The day my son died, I fed him his early morning feeding at 5:30am and he went back to sleep.
I was transitioning back to full-time at work so I had to wake him up at 7:30am and “top him off” before leaving to go to the sitter’s house.
Since he had eaten at 5:30am he wasn’t really all that hungry so he nursed a little but then leaned away and looked up at me. I said, “Are you all through?” and he gave me a big bright smile .” I said, “You just want to play don’t you?” And he smiled and said, “Oooh.” I put him in the boppy facing me and we just talked.
I told him the story of the 3 Little Pigs. He loved that story, especially the part where the big bad wolf said, “Little pigs, little pigs come out!” And then the little pigs said “Nooooooooohhh, we’re not gonna come out.”

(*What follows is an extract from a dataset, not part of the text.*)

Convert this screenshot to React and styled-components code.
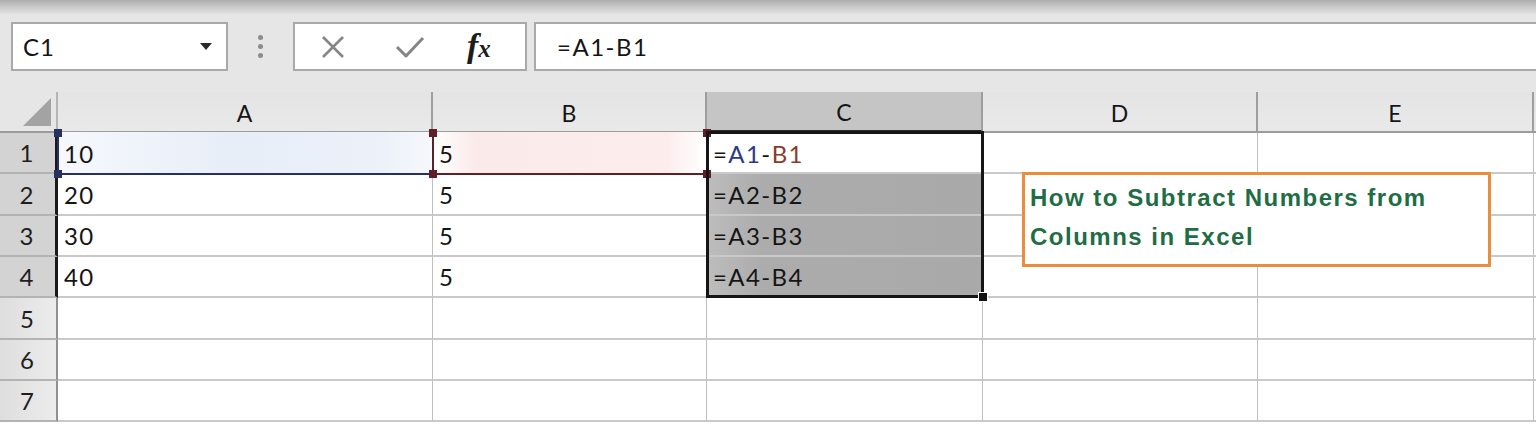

But alas I had to get going or I wasn’t going to make it to work until noon.” I put him in the bouncy seat and got dressed.
By the time I got to the sitter’s house, he was sleepy. I waited at the door after ringing the doorbell and looked at him in his car seat. He was wearing a pale yellow onesy with a beach scene on the chest … sand and a striped umbrella, a palm tree and a beach ball. I didn’t put shorts or pants on him that day. Just white socks.
I didn’t take him out of his car seat before leaving the sitter’s house. I could see he might fall asleep if I didn’t disturb him. Later, I wished I had taken him out, held him one last time, told him I loved him.
Most of all, I wondered if things would have been different if I had gotten him out of the car seat and made him want to be awake and play a while rather than go down for a nap and never wake up again.
I also wondered if he might have lived if I had not put socks on his feet. It was early June. It was probably too hot for socks. Overheating (I learned after the fact) is a factor in Sudden Infant Death Syndrome.
Why on earth did I put socks on him??? Another one of the endless Why’s and What if’s.
I learned from reading about infant/child loss that all parents feel guilty about their child’s death. The guilt is natural because we think we “should” have known something was wrong or we should have done something differently … it was our job to take care of our child and we didn’t do it. Thus no matter the circumstances, we feel guilty.
I also learned 98% of the time, the parent of course, had no way of knowing anything was amiss nor the ability to change their behavior in any way that would alter the outcome.
And in the 2% of cases where the parent maybe did do something that may have been a factor, in 99.9% of those cases, the parent was not AWARE of doing harm nor doing anything INTENTIONALLY to cause harm. They may have been uneducated or under-informed on certain topic (as I was about SIDS) but they did not do anything on purpose to cause harm. And therefore the guilt is unfounded.
Even though I intellectually know I did not cause Jackson’s death or do anything wrong per se, I regret the socks to this day. What I feel isn’t guilt, but it’s not 100% acceptance either.
The mantra I’ve chosen is, “I did the best I could with the information and resources I had at the time.” I found this mantra very helpful any time the guilt would try to creep back in.
I hope you’ll embrace this concept so you can let go of any guilt you may be grappling with or holding on to. You did not do anything to intentionally hurt your child and you could not have done anything differently to prevent what happened. You did the best you could with the information and resources you had. And a crystal ball wasn’t one of them.